Whitehall private data sharing: joined up government or an accident waiting to happen?

The right of privacy and control of data is a hot topic at the moment. Google and other internet search providers are currently grappling with the far-reaching, well intentioned, but ultimately ludicrous ‘right to be forgotten’. And under proposals to be published by the Cabinet Office, personal information could be shared across Whitehall and government agencies in the not-too-distant future.

Under the proposals (reported in the Daily Telegraph), data including qualifications, financial history, criminal records and energy consumption would be shared across government departments and agencies in an effort to copy the customer analysis of the retail sector and improve the delivery of government services while reducing costs. The plans are expected to be unveiled in an autumn White Paper from the Cabinet Office and would fundamentally change the use of personal data by government, which has for years been subject to the Data Protection Act and prevented the sharing of personal information between departments and agencies.

On paper it sounds like such a good idea that it’s amazing it hasn’t already been done. The sharing of data would have the potential to ‘join-up’ government – such as identifying where individuals might need greater assistance from the State – while at the same time reducing costs. But like every good idea, it comes with great risks. As the Daily Telegraph noted, the government has in the past suffered high profile incidents of data being lost, sometimes in very public places. And despite the likes of Liberty and Big Brother Watch having apparently been consulted on the proposals, many people will be naturally nervous about the idea of an unknown number of Whitehall figures having access to information on their lives.

The other concern is one of technology, which is how the data systems of different government departments and agencies will be joined up. The government has a frankly lamentable record on large scale IT projects, which have kept Margaret Hodge and her fellow Public Accounts Committee members busy for years. There will be enormous pressure on the Cabinet Office to ensure that this initiative doesn’t go the same way as the likes of Universal Credit or the NHS 111 service, the technical infrastructure of which has been plagued with delays and increasing costs.

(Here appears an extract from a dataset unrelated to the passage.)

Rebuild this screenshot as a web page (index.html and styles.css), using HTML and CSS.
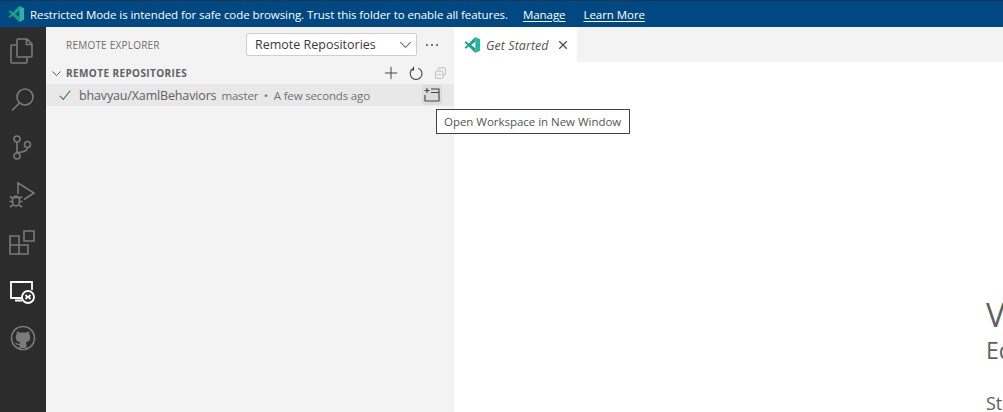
FILE: index.html
```html
<!DOCTYPE html>
<html lang="en">
<head>
<meta charset="utf-8">
<title>Get Started</title>
<link rel="stylesheet" href="styles.css">
</head>
<body>
<div class="banner">
  <svg class="banner-logo" viewBox="0 0 18 18"><path d="M12 .5 17 3v12l-5 2.500z" fill="#2bb59f"/><path d="M12 .5 5 7.500 2 5 .5 6 3.500 9 .5 12 2 13l3-2.500 7 7v-5L7.500 9 12 5.500z" fill="#1aa388"/></svg>
  <span class="banner-msg">Restricted Mode is intended for safe code browsing. Trust this folder to enable all features.</span>
  <a class="banner-link manage">Manage</a>
  <a class="banner-link">Learn More</a>
</div>
<div class="main">
  <nav class="activity">
    <svg class="act" viewBox="0 0 28 28"><path d="M9 3h9l5 5v12a1 1 0 0 1-1 1H9a1 1 0 0 1-1-1V4a1 1 0 0 1 1-1zM17.500 3v5.500H23M8 9H3a1 1 0 0 0-1 1v16a1 1 0 0 0 1 1h14a1 1 0 0 0 1-1v-5"/></svg>
    <svg class="act" viewBox="0 0 28 28"><circle cx="16" cy="13" r="8"/><path d="M10.500 19 3 26.500"/></svg>
    <svg class="act" viewBox="0 0 28 28"><circle cx="8" cy="7" r="3"/><circle cx="8" cy="24" r="3"/><circle cx="18.500" cy="12.500" r="3"/><path d="M8 10v11M18.500 15.500c0 3-3 4-5.500 4.500s-5 .5-5 .5"/></svg>
    <svg class="act" viewBox="0 0 28 28"><path d="M9 14V3l16 10-10 6.500"/><ellipse cx="7" cy="21" rx="3.500" ry="5"/><path d="M1 16.500l3 2M13 16.500l-3 2M.5 21.500h3M10.500 21.500h3M1 27l3-2M13 27l-3-2M4 17.500h6"/></svg>
    <svg class="act" viewBox="0 0 28 28"><path d="M1 8h9v18H1zM1 17h18v9H10M15 3h10v10H15z"/></svg>
    <svg class="act current" viewBox="0 0 28 28"><path d="M13 22H2V6h21v8M6 24.500h7"/><circle cx="19" cy="21" r="6"/><path d="M16.500 19l2 2-2 2M21.500 19l-2 2 2 2"/></svg>
    <svg class="act gh" viewBox="0 0 28 28"><circle cx="14" cy="14" r="11.500"/><path d="M10.500 24v-3c-2.500.5-3.500-.5-4.500-2.500 1.500 0 2 1.500 4.500 1.500 0-.8.3-1.300.8-1.700-2.800-.5-4.600-2-4.600-5 0-1.300.4-2.300 1-3-.2-.9-.1-1.800.3-2.800 1.300 0 2.300.7 3 1.300 1.400-.4 4.600-.4 6 0 .7-.6 1.700-1.300 3-1.300.4 1 .5 1.900.3 2.800.6.700 1 1.700 1 3 0 3-1.800 4.500-4.600 5 .5.400.8 1 .8 2V24z"/></svg>
  </nav>
  <aside class="sidebar">
    <div class="side-head">
      <span class="side-title">REMOTE EXPLORER</span>
      <div class="picker"><span>Remote Repositories</span>
        <svg class="chev" viewBox="0 0 16 16"><path d="M2.500 5.500 8 11l5.500-5.500"/></svg>
      </div>
      <span class="more"><i></i><i></i><i></i></span>
    </div>
    <div class="section">
      <svg class="sec-chev" viewBox="0 0 16 16"><path d="M3 5.500 8 10.500l5-5"/></svg>
      <span class="sec-title">REMOTE REPOSITORIES</span>
      <svg class="tool plus" viewBox="0 0 16 16"><path d="M8 1v14M1 8h14"/></svg>
      <svg class="tool refresh" viewBox="0 0 16 16"><path d="M4.500 2.600A6.300 6.300 0 1 0 10 2.300M4.800 .8v3.400H1.500"/></svg>
      <svg class="tool dim" viewBox="0 0 16 16"><path d="M5 4V2.500A1.500 1.500 0 0 1 6.500 1h6A1.500 1.500 0 0 1 14 2.500v6a1.500 1.500 0 0 1-1.500 1.500H11M2 6.500A1.500 1.500 0 0 1 3.500 5h6A1.500 1.500 0 0 1 11 6.500v6A1.500 1.500 0 0 1 9.500 14h-6A1.500 1.500 0 0 1 2 12.500zM4.500 9.500h4"/></svg>
    </div>
    <div class="repo">
      <svg class="check" viewBox="0 0 16 16"><path d="M2 9l4 4L14 3"/></svg>
      <span class="repo-name">bhavyau/XamlBehaviors</span>
      <span class="repo-meta">master&nbsp; •&nbsp; A few seconds ago</span>
      <span class="repo-action">
        <svg viewBox="0 0 16 16"><path d="M.5 3.500h5M3 1v5M7 2h8v12H1V8M7 5.500h8"/></svg>
      </span>
    </div>
  </aside>
  <section class="editor">
    <div class="tabs">
      <div class="tab">
        <svg class="tab-logo" viewBox="0 0 18 18"><path d="M12 .5 17 3v12l-5 2.500z" fill="#2bb59f"/><path d="M12 .5 5 7.500 2 5 .5 6 3.500 9 .5 12 2 13l3-2.500 7 7v-5L7.500 9 12 5.500z" fill="#1aa388"/></svg>
        <em>Get Started</em>
        <svg class="tab-close" viewBox="0 0 12 12"><path d="M1.500 1.500l9 9M10.500 1.500l-9 9"/></svg>
      </div>
    </div>
    <div class="welcome">
      <h1>Visual Studio Code</h1>
      <h2>Editing evolved</h2>
      <h3>Start</h3>
    </div>
  </section>
</div>
<div class="tooltip">Open Workspace in New Window</div>
</body>
</html>
```
FILE: styles.css
```css
* { box-sizing: border-box; }
html, body { margin: 0; height: 100%; overflow: hidden; }
body {
  display: flex;
  flex-direction: column;
  width: 1003px;
  height: 412px;
  font-family: "Open Sans", "Noto Sans", sans-serif;
  color: #616161;
  background: #fff;
}
.banner {
  height: 27px;
  flex: none;
  display: flex;
  align-items: center;
  border-top: 1px solid #1c3552;
  background: #004882;
  color: #fff;
  font-size: 11.5px;
  white-space: nowrap;
}
.banner-logo { width: 17px; height: 18px; margin-left: 7.500px; margin-right: 5.500px; flex: none; }
.banner-msg { letter-spacing: -0.075px; }
.banner-link { text-decoration: underline; text-underline-offset: 2px; letter-spacing: -0.05px; margin-left: 18px; }
.banner-link.manage { margin-left: 15px; }
.main { flex: 1; display: flex; min-height: 0; }
.activity {
  width: 46px;
  flex: none;
  background: #2c2c2c;
  display: flex;
  flex-direction: column;
  align-items: center;
  padding-top: 9px;
  gap: 20px;
}
.act {
  width: 28px;
  height: 28px;
  flex: none;
  fill: none;
  stroke: #7a7a7a;
  stroke-width: 1.600;
}
.act.current { stroke: #fff; stroke-width: 1.800; }
.act.gh path { fill: #7a7a7a; stroke: none; }
.sidebar {
  width: 408px;
  flex: none;
  background: #f3f3f3;
  display: flex;
  flex-direction: column;
}
.side-head { height: 35px; display: flex; align-items: center; padding-left: 20px; }
.side-title { font-size: 10px; width: 180px; letter-spacing: 0.22px; color: #6f6f6f; }
.picker {
  width: 171px;
  height: 23px;
  background: #fff;
  border: 1px solid #cecece;
  border-radius: 2px;
  display: flex;
  align-items: center;
  justify-content: space-between;
  padding: 0 3px 0 8px;
  font-size: 12.500px;
  color: #3b3b3b;
  letter-spacing: 0;
  white-space: nowrap;
}
.chev { width: 15px; height: 15px; fill: none; stroke: #777; stroke-width: 1.300; }
.more { display: flex; gap: 3px; margin-left: 8.500px; }
.more i { width: 2px; height: 2px; background: #555; border-radius: 50%; }
.section { height: 22px; display: flex; align-items: center; padding-left: 4px; }
.sec-chev { width: 13px; height: 13px; fill: none; stroke: #555; stroke-width: 1.200; margin-right: 3px; }
.sec-title { font-size: 10px; font-weight: 700; letter-spacing: 0.4px; color: #616161; flex: 1; }
.tool { width: 14px; height: 14px; fill: none; stroke: #424242; stroke-width: 1.100; margin-right: 11px; }
.tool.refresh { width: 15px; height: 15px; margin-right: 10px; stroke-width: 1.200; }
.tool.dim { stroke: #b4b4b4; width: 13px; height: 13px; margin-right: 7px; }
.repo {
  height: 22px;
  display: flex;
  align-items: center;
  background: #e8e8e8;
  padding-left: 12px;
  white-space: nowrap;
}
.check { width: 14px; height: 14px; fill: none; stroke: #388a34; stroke-width: 1.200; flex: none; margin-right: 7px; }
.repo-name { font-size: 12.500px; letter-spacing: -0.15px; color: #616161; margin-right: 5px; }
.repo-meta { font-size: 11.500px; letter-spacing: -0.16px; color: #717171; flex: 1; }
.repo-action {
  width: 20px;
  height: 20px;
  margin-right: 12px;
  display: flex;
  align-items: center;
  justify-content: center;
  background: #dcdcdc;
  border-radius: 4px;
}
.repo-action svg { width: 16px; height: 16px; fill: none; stroke: #424242; stroke-width: 1.100; }
.editor { flex: 1; min-width: 0; display: flex; flex-direction: column; overflow: hidden; }
.tabs { height: 35px; flex: none; background: #f3f3f3; display: flex; }
.tab {
  width: 123px;
  background: #fff;
  display: flex;
  align-items: center;
  padding: 1px 0 0 10px;
  font-size: 12.500px;
  color: #555;
  white-space: nowrap;
}
.tab-logo { width: 17px; height: 18px; margin-right: 5px; flex: none; }
.tab em { letter-spacing: 0.05px; }
.tab-close { width: 10px; height: 10px; margin-left: 9px; fill: none; stroke: #444; stroke-width: 1.300; flex: none; }
.welcome { padding: 231px 0 0 532px; white-space: nowrap; color: #616161; }
.welcome h1 { margin: 0; font-size: 32px; line-height: 44px; font-weight: 400; }
.welcome h2 { margin: -2px 0 0; font-size: 23px; line-height: 31px; font-weight: 400; }
.welcome h3 { margin: 25px 0 0; font-size: 18px; line-height: 24px; font-weight: 400; }
.tooltip {
  position: absolute;
  left: 436px;
  top: 109px;
  width: 194px;
  height: 25px;
  background: #fff;
  border: 1px solid #424242;
  font-size: 11.500px;
  line-height: 24px;
  padding-left: 7px;
  color: #555;
  letter-spacing: -0.03px;
  white-space: nowrap;
}
```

The principles behind the idea are sound, but if the execution is anything less than flawless then expect the government to face considerable criticism from the public, privacy groups, and of course Mrs Hodge. It might not be as headline grabbing as hospitals and schools, nor will it be the matter that determines the general election, but the Cabinet Office’s proposals will still potentially affect every UK resident and will be closely scrutinised.